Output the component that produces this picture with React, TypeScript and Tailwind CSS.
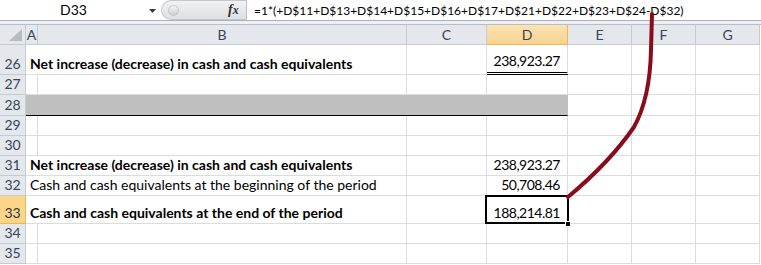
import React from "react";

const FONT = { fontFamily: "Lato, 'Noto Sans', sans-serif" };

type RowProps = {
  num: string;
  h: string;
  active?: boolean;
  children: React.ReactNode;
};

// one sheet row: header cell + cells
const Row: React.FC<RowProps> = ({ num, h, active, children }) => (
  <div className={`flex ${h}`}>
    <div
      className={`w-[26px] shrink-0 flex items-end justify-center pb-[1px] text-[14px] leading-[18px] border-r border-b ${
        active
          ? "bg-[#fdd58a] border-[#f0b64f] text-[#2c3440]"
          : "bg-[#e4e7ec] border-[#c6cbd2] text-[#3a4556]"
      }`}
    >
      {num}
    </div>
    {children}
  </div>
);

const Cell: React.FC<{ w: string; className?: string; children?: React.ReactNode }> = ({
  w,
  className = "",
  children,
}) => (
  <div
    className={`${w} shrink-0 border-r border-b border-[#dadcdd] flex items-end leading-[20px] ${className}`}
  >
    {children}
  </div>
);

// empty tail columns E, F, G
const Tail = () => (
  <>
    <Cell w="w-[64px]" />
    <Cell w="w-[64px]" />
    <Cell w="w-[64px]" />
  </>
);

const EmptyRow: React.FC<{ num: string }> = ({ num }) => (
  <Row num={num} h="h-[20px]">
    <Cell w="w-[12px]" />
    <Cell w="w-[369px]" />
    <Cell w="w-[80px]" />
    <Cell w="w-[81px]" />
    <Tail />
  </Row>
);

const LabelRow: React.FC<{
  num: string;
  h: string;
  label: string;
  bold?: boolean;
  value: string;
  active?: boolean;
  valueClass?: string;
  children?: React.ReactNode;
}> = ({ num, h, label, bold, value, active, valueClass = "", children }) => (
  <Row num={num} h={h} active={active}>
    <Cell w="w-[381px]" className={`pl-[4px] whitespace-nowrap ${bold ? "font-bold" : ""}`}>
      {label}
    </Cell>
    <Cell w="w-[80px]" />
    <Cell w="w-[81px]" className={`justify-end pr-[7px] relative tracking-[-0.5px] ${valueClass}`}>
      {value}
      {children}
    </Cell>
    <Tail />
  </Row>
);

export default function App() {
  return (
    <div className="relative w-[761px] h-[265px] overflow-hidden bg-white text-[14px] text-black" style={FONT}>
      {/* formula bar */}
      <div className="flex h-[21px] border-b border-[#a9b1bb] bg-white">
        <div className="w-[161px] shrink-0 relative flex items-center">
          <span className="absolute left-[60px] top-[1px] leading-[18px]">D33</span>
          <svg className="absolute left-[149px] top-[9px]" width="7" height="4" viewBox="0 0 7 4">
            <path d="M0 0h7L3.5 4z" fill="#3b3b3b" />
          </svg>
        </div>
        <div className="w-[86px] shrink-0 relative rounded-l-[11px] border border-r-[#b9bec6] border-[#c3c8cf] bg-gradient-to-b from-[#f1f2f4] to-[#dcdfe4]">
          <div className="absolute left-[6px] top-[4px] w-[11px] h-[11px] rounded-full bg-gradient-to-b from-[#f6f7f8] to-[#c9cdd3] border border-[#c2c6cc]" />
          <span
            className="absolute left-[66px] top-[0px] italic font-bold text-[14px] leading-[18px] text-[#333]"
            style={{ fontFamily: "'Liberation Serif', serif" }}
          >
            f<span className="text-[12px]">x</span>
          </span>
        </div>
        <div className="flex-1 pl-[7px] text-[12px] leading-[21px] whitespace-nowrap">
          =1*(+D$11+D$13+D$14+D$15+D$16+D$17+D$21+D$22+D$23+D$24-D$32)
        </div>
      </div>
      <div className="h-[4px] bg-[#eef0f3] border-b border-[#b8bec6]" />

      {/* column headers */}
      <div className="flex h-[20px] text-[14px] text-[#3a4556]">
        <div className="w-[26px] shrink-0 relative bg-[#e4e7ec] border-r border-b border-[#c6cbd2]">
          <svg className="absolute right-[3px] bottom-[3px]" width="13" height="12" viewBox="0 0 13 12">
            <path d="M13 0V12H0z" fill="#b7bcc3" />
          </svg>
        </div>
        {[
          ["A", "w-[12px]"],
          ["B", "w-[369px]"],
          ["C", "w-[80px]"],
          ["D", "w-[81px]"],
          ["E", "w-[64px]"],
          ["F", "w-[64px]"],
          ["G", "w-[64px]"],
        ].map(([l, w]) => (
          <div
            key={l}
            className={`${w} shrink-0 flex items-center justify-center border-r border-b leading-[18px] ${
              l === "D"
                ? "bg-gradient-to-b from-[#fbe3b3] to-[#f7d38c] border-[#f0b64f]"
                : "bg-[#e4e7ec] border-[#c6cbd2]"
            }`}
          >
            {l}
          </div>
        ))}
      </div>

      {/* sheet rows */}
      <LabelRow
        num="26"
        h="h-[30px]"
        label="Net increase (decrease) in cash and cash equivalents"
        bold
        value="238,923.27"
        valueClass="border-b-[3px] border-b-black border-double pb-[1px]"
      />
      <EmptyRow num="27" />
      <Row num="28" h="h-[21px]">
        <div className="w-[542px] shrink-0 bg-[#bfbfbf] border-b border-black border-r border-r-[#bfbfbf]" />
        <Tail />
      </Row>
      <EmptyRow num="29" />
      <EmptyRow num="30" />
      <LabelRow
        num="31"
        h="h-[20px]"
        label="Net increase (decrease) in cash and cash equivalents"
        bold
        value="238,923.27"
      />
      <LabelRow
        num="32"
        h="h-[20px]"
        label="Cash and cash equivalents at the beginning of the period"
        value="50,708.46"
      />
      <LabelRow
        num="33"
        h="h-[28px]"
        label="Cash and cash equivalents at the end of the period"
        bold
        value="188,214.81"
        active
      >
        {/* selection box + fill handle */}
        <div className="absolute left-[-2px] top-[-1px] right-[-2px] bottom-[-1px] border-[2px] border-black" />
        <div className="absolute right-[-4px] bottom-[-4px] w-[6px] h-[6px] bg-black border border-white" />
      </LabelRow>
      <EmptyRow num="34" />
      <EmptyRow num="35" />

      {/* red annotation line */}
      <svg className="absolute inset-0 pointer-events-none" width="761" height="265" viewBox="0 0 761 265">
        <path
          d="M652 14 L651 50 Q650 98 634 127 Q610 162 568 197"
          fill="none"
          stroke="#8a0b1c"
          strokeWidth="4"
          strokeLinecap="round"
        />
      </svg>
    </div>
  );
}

——————

▶ **Problem requirements**:
Do not include the images; transcribe the rest of the listing exactly.

▶ **Completed task**:
Output the component that produces this picture with React, TypeScript and Tailwind CSS.
import React from "react";

const FONT = { fontFamily: "Lato, 'Noto Sans', sans-serif" };

type RowProps = {
  num: string;
  h: string;
  active?: boolean;
  children: React.ReactNode;
};

// one sheet row: header cell + cells
const Row: React.FC<RowProps> = ({ num, h, active, children }) => (
  <div className={`flex ${h}`}>
    <div
      className={`w-[26px] shrink-0 flex items-end justify-center pb-[1px] text-[14px] leading-[18px] border-r border-b ${
        active
          ? "bg-[#fdd58a] border-[#f0b64f] text-[#2c3440]"
          : "bg-[#e4e7ec] border-[#c6cbd2] text-[#3a4556]"
      }`}
    >
      {num}
    </div>
    {children}
  </div>
);

const Cell: React.FC<{ w: string; className?: string; children?: React.ReactNode }> = ({
  w,
  className = "",
  children,
}) => (
  <div
    className={`${w} shrink-0 border-r border-b border-[#dadcdd] flex items-end leading-[20px] ${className}`}
  >
    {children}
  </div>
);

// empty tail columns E, F, G
const Tail = () => (
  <>
    <Cell w="w-[64px]" />
    <Cell w="w-[64px]" />
    <Cell w="w-[64px]" />
  </>
);

const EmptyRow: React.FC<{ num: string }> = ({ num }) => (
  <Row num={num} h="h-[20px]">
    <Cell w="w-[12px]" />
    <Cell w="w-[369px]" />
    <Cell w="w-[80px]" />
    <Cell w="w-[81px]" />
    <Tail />
  </Row>
);

const LabelRow: React.FC<{
  num: string;
  h: string;
  label: string;
  bold?: boolean;
  value: string;
  active?: boolean;
  valueClass?: string;
  children?: React.ReactNode;
}> = ({ num, h, label, bold, value, active, valueClass = "", children }) => (
  <Row num={num} h={h} active={active}>
    <Cell w="w-[381px]" className={`pl-[4px] whitespace-nowrap ${bold ? "font-bold" : ""}`}>
      {label}
    </Cell>
    <Cell w="w-[80px]" />
    <Cell w="w-[81px]" className={`justify-end pr-[7px] relative tracking-[-0.5px] ${valueClass}`}>
      {value}
      {children}
    </Cell>
    <Tail />
  </Row>
);

export default function App() {
  return (
    <div className="relative w-[761px] h-[265px] overflow-hidden bg-white text-[14px] text-black" style={FONT}>
      {/* formula bar */}
      <div className="flex h-[21px] border-b border-[#a9b1bb] bg-white">
        <div className="w-[161px] shrink-0 relative flex items-center">
          <span className="absolute left-[60px] top-[1px] leading-[18px]">D33</span>
          <svg className="absolute left-[149px] top-[9px]" width="7" height="4" viewBox="0 0 7 4">
            <path d="M0 0h7L3.5 4z" fill="#3b3b3b" />
          </svg>
        </div>
        <div className="w-[86px] shrink-0 relative rounded-l-[11px] border border-r-[#b9bec6] border-[#c3c8cf] bg-gradient-to-b from-[#f1f2f4] to-[#dcdfe4]">
          <div className="absolute left-[6px] top-[4px] w-[11px] h-[11px] rounded-full bg-gradient-to-b from-[#f6f7f8] to-[#c9cdd3] border border-[#c2c6cc]" />
          <span
            className="absolute left-[66px] top-[0px] italic font-bold text-[14px] leading-[18px] text-[#333]"
            style={{ fontFamily: "'Liberation Serif', serif" }}
          >
            f<span className="text-[12px]">x</span>
          </span>
        </div>
        <div className="flex-1 pl-[7px] text-[12px] leading-[21px] whitespace-nowrap">
          =1*(+D$11+D$13+D$14+D$15+D$16+D$17+D$21+D$22+D$23+D$24-D$32)
        </div>
      </div>
      <div className="h-[4px] bg-[#eef0f3] border-b border-[#b8bec6]" />

      {/* column headers */}
      <div className="flex h-[20px] text-[14px] text-[#3a4556]">
        <div className="w-[26px] shrink-0 relative bg-[#e4e7ec] border-r border-b border-[#c6cbd2]">
          <svg className="absolute right-[3px] bottom-[3px]" width="13" height="12" viewBox="0 0 13 12">
            <path d="M13 0V12H0z" fill="#b7bcc3" />
          </svg>
        </div>
        {[
          ["A", "w-[12px]"],
          ["B", "w-[369px]"],
          ["C", "w-[80px]"],
          ["D", "w-[81px]"],
          ["E", "w-[64px]"],
          ["F", "w-[64px]"],
          ["G", "w-[64px]"],
        ].map(([l, w]) => (
          <div
            key={l}
            className={`${w} shrink-0 flex items-center justify-center border-r border-b leading-[18px] ${
              l === "D"
                ? "bg-gradient-to-b from-[#fbe3b3] to-[#f7d38c] border-[#f0b64f]"
                : "bg-[#e4e7ec] border-[#c6cbd2]"
            }`}
          >
            {l}
          </div>
        ))}
      </div>

      {/* sheet rows */}
      <LabelRow
        num="26"
        h="h-[30px]"
        label="Net increase (decrease) in cash and cash equivalents"
        bold
        value="238,923.27"
        valueClass="border-b-[3px] border-b-black border-double pb-[1px]"
      />
      <EmptyRow num="27" />
      <Row num="28" h="h-[21px]">
        <div className="w-[542px] shrink-0 bg-[#bfbfbf] border-b border-black border-r border-r-[#bfbfbf]" />
        <Tail />
      </Row>
      <EmptyRow num="29" />
      <EmptyRow num="30" />
      <LabelRow
        num="31"
        h="h-[20px]"
        label="Net increase (decrease) in cash and cash equivalents"
        bold
        value="238,923.27"
      />
      <LabelRow
        num="32"
        h="h-[20px]"
        label="Cash and cash equivalents at the beginning of the period"
        value="50,708.46"
      />
      <LabelRow
        num="33"
        h="h-[28px]"
        label="Cash and cash equivalents at the end of the period"
        bold
        value="188,214.81"
        active
      >
        {/* selection box + fill handle */}
        <div className="absolute left-[-2px] top-[-1px] right-[-2px] bottom-[-1px] border-[2px] border-black" />
        <div className="absolute right-[-4px] bottom-[-4px] w-[6px] h-[6px] bg-black border border-white" />
      </LabelRow>
      <EmptyRow num="34" />
      <EmptyRow num="35" />

      {/* red annotation line */}
      <svg className="absolute inset-0 pointer-events-none" width="761" height="265" viewBox="0 0 761 265">
        <path
          d="M652 14 L651 50 Q650 98 634 127 Q610 162 568 197"
          fill="none"
          stroke="#8a0b1c"
          strokeWidth="4"
          strokeLinecap="round"
        />
      </svg>
    </div>
  );
}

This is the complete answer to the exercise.